What the exercise asks: Using the data below, gather each line that includes the word "table".

═════ Data in this exercise

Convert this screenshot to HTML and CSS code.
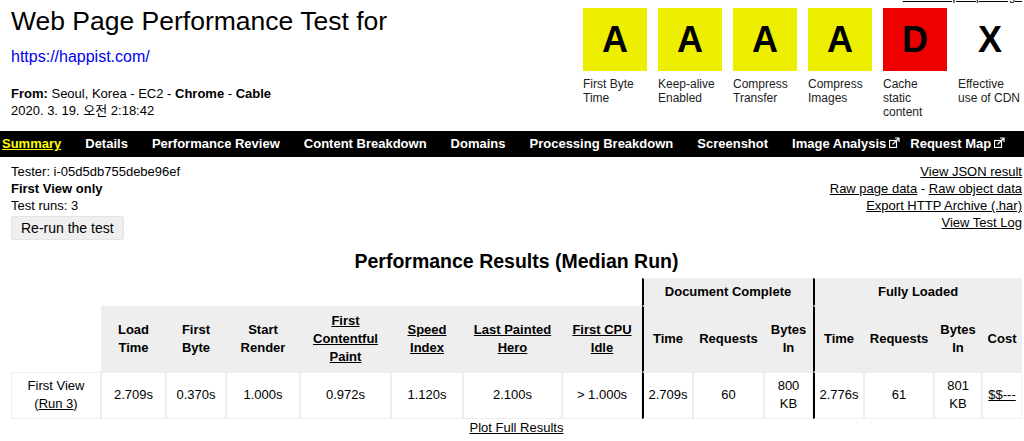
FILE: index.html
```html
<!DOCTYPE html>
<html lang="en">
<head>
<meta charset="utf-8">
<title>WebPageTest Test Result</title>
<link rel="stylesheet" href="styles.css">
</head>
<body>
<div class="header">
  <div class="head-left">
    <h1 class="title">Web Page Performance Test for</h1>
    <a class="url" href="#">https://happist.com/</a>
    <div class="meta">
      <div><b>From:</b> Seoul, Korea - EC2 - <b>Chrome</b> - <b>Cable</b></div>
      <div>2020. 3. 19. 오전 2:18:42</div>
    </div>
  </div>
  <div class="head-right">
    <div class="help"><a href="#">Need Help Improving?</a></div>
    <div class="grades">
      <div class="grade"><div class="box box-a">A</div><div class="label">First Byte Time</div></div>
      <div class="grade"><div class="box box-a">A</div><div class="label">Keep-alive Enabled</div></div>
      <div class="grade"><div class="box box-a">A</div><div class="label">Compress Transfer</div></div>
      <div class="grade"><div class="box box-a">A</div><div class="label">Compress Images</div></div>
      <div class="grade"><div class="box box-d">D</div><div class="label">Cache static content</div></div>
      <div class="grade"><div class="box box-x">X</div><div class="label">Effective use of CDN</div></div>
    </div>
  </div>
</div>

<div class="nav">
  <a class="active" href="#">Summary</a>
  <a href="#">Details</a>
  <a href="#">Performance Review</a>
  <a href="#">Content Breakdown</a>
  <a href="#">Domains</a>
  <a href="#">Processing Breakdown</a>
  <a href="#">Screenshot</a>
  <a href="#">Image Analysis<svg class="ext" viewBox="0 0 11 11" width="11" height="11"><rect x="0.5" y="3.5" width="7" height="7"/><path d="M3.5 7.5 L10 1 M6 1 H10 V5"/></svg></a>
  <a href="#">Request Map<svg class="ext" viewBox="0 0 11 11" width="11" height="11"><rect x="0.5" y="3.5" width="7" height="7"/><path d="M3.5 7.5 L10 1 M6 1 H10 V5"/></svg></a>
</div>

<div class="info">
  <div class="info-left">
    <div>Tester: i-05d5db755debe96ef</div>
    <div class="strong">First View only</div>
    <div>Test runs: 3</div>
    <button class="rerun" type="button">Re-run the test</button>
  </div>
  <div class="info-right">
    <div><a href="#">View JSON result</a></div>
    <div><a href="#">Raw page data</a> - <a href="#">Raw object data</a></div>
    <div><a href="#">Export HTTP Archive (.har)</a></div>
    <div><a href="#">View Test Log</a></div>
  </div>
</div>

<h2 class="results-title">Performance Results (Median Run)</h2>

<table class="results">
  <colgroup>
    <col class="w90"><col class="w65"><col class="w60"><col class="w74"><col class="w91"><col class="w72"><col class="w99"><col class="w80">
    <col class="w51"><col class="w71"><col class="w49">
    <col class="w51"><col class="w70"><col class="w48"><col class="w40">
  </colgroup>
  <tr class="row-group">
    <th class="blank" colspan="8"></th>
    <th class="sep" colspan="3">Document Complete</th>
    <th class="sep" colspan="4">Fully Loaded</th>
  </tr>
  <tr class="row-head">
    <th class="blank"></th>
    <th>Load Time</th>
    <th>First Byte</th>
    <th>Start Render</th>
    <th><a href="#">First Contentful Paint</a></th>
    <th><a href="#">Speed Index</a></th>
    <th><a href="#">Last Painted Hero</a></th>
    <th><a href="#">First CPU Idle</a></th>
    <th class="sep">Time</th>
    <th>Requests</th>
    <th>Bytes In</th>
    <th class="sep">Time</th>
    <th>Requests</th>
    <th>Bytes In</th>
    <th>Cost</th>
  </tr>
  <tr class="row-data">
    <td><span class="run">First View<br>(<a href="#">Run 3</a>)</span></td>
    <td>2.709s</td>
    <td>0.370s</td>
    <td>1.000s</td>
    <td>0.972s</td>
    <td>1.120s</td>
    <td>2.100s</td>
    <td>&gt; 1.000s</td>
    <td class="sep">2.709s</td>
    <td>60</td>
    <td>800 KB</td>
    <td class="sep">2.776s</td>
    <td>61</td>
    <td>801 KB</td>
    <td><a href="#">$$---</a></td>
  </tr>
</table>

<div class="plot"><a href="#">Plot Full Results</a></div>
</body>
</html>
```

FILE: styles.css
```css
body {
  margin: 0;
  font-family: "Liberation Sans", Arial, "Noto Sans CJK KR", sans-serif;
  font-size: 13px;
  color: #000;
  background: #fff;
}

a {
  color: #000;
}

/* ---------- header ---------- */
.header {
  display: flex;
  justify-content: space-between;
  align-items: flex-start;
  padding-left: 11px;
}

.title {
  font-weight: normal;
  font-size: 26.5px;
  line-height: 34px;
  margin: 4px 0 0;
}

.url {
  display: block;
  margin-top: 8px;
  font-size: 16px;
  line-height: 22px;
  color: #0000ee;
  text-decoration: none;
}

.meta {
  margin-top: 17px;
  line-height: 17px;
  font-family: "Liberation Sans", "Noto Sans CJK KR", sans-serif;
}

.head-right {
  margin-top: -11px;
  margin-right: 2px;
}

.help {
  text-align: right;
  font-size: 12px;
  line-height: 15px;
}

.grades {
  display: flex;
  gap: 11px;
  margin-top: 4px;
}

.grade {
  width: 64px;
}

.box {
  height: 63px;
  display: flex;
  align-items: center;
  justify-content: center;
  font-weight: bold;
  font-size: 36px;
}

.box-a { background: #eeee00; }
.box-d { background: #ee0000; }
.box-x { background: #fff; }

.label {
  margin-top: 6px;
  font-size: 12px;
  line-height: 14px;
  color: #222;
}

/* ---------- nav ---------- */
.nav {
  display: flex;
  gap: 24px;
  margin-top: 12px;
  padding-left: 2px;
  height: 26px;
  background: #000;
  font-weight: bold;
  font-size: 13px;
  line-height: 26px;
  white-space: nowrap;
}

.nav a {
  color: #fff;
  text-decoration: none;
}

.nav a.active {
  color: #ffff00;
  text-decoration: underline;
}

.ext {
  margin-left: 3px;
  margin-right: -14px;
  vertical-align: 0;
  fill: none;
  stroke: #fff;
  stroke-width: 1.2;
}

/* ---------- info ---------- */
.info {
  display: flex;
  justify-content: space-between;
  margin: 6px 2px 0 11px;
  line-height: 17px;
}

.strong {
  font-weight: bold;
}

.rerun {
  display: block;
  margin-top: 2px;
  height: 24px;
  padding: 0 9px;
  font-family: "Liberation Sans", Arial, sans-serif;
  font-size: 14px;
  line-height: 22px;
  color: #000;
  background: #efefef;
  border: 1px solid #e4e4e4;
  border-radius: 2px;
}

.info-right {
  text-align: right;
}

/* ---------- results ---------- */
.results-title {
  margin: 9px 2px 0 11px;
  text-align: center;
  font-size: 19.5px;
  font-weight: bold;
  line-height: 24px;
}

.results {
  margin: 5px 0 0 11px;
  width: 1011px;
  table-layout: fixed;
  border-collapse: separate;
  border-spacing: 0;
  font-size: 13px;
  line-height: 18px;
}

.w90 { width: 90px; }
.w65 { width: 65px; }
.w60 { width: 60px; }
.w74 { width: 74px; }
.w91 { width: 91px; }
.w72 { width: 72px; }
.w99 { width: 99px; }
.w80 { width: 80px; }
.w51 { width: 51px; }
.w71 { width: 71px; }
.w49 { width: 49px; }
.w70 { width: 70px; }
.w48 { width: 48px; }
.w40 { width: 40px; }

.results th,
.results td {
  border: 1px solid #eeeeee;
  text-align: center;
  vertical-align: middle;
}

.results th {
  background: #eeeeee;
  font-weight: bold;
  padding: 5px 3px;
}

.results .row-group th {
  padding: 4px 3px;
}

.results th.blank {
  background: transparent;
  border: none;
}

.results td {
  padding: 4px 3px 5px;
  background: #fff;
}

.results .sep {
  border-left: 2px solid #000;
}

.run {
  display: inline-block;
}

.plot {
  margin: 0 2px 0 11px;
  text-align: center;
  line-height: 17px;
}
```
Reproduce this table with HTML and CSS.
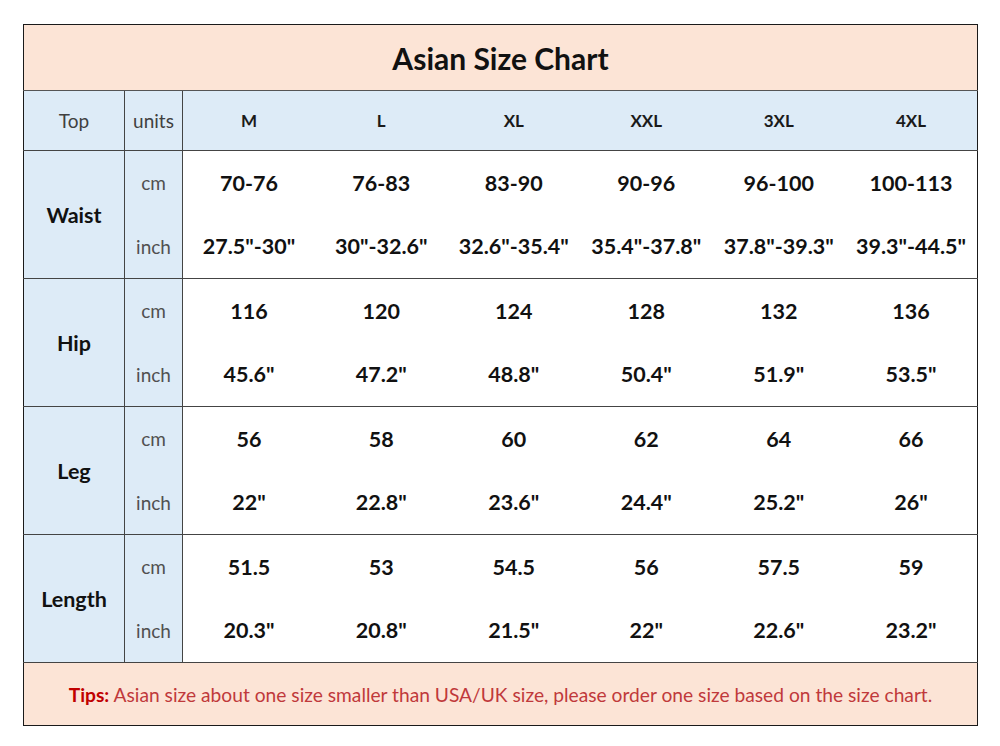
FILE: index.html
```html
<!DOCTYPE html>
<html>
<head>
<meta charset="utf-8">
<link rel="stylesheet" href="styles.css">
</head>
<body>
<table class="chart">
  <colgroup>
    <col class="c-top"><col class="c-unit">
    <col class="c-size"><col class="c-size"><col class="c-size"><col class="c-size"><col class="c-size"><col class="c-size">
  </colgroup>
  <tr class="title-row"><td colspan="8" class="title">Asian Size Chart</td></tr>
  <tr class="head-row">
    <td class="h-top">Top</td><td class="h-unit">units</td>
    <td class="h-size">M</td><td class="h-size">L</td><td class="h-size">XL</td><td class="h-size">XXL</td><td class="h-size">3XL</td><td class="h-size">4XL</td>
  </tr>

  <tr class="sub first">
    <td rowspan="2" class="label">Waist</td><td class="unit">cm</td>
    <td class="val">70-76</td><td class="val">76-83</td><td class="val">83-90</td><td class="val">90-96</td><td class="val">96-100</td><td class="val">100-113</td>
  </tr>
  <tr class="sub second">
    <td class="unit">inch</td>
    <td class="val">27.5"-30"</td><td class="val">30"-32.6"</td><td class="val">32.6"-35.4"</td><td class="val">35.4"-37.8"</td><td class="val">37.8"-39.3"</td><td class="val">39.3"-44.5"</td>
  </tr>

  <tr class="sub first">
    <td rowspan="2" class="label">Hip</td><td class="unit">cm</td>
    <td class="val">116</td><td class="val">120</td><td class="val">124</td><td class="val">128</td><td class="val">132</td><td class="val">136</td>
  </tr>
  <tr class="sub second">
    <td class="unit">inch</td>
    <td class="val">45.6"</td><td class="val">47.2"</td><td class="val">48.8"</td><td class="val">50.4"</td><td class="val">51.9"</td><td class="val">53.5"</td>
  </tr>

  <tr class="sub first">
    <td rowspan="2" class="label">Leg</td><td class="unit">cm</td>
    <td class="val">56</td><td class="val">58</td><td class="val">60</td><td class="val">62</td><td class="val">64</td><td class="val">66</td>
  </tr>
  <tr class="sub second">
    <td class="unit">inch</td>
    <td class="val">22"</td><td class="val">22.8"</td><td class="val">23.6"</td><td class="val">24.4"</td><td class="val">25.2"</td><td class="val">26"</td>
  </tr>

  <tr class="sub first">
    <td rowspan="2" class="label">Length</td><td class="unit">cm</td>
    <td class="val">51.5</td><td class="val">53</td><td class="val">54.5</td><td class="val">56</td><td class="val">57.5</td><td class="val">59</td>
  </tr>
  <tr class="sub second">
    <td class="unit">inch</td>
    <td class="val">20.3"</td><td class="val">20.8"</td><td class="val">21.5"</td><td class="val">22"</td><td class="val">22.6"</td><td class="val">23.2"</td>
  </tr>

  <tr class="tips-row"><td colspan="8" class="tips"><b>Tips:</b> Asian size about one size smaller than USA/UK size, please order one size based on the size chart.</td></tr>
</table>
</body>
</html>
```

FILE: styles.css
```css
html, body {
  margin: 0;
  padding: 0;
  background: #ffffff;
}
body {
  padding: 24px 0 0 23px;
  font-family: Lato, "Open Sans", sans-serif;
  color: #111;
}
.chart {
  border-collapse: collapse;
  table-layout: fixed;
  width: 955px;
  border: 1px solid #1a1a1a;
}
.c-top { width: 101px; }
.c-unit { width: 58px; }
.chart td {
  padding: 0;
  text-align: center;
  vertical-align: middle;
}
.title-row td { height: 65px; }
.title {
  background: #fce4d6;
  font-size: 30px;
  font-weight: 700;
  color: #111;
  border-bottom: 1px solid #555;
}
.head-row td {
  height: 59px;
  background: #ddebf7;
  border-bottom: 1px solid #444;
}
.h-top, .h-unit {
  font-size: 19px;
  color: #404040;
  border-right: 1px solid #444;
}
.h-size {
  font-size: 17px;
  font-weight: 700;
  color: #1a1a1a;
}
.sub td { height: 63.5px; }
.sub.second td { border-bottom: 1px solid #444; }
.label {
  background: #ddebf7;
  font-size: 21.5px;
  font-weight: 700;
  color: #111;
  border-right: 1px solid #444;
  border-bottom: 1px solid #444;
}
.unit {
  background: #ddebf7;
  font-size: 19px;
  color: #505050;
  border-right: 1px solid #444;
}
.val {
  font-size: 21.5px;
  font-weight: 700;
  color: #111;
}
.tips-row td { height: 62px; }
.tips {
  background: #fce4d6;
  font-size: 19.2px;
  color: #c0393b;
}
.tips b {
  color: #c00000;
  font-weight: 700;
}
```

══════════
═════ Data in this exercise

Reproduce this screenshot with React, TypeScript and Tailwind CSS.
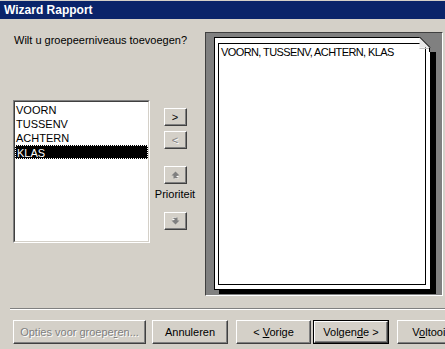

══════════
═════ Data in this exercise

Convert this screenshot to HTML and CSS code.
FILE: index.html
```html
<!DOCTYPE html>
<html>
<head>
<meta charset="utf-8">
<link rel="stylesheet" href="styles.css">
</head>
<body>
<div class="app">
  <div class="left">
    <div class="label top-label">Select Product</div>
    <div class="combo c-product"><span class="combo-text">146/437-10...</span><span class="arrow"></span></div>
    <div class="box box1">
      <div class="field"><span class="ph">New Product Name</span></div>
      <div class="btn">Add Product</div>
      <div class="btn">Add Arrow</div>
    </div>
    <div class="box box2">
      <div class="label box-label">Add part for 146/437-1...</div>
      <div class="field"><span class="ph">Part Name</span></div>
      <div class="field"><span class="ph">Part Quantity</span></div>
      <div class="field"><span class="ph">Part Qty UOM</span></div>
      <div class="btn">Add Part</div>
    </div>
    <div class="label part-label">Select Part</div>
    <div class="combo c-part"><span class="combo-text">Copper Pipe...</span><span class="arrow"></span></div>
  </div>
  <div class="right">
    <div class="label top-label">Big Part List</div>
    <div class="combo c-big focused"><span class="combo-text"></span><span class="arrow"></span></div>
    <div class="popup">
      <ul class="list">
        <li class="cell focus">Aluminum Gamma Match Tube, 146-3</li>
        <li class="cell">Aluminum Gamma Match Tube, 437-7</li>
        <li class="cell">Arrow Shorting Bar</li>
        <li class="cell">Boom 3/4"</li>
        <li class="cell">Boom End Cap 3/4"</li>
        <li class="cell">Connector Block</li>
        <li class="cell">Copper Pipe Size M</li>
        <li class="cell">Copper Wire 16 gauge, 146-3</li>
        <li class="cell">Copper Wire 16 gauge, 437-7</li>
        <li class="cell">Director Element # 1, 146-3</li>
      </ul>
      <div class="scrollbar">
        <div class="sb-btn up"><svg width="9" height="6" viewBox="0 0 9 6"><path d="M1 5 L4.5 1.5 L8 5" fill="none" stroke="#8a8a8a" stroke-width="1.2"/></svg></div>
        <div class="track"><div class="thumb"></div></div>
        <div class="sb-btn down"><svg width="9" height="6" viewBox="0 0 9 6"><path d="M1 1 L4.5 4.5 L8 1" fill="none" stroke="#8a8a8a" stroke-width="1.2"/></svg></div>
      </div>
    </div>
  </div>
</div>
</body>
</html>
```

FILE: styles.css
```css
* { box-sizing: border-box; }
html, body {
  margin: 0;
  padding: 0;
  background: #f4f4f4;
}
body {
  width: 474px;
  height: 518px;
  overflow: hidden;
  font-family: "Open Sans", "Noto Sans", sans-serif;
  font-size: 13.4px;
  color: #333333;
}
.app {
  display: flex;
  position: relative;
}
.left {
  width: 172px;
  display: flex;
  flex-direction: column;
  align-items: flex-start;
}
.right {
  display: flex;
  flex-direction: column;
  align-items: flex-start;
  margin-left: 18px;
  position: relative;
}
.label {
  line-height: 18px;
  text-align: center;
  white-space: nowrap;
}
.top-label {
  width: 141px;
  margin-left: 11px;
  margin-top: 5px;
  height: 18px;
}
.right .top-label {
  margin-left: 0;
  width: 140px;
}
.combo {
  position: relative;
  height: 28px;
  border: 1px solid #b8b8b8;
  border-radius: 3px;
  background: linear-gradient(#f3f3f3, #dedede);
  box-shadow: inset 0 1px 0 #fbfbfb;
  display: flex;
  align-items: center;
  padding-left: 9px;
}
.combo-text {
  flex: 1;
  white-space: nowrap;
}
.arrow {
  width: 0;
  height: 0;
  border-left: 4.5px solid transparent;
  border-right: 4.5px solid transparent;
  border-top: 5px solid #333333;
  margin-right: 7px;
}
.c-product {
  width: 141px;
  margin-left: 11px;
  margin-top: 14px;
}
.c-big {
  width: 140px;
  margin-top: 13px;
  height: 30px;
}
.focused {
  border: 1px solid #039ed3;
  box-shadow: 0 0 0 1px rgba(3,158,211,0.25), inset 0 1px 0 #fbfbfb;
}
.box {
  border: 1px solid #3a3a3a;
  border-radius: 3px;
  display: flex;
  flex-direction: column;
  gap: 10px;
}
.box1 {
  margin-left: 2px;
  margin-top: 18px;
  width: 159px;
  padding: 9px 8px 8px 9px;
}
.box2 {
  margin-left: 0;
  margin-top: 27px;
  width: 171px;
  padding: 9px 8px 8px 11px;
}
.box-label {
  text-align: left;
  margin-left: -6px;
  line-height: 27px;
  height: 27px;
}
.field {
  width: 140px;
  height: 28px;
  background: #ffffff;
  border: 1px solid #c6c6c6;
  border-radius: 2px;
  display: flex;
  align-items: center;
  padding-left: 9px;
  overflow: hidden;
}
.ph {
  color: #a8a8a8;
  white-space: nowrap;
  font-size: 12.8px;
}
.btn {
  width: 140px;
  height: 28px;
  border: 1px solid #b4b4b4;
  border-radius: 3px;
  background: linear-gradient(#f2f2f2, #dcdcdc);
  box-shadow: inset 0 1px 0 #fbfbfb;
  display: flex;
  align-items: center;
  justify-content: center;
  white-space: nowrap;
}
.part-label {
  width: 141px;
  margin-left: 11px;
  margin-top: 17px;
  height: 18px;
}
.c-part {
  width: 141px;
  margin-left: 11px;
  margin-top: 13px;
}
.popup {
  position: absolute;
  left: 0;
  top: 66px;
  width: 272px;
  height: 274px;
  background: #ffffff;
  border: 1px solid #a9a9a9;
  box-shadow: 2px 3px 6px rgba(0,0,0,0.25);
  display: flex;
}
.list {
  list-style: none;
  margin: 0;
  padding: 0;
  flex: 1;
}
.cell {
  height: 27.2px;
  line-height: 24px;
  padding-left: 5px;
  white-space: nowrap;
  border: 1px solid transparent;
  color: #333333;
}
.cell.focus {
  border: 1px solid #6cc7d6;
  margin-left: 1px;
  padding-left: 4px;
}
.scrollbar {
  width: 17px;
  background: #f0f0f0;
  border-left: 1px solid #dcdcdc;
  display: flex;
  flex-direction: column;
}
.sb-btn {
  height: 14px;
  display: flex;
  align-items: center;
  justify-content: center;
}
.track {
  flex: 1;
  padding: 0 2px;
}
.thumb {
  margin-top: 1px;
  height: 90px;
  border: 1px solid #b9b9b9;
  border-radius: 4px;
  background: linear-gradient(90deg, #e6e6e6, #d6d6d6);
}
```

══════════

Answer to the task:
<table class="results">
</table>
  table-layout: fixed;
Reproduce this table with HTML and CSS.
<table class="chart">
</table>
  table-layout: fixed;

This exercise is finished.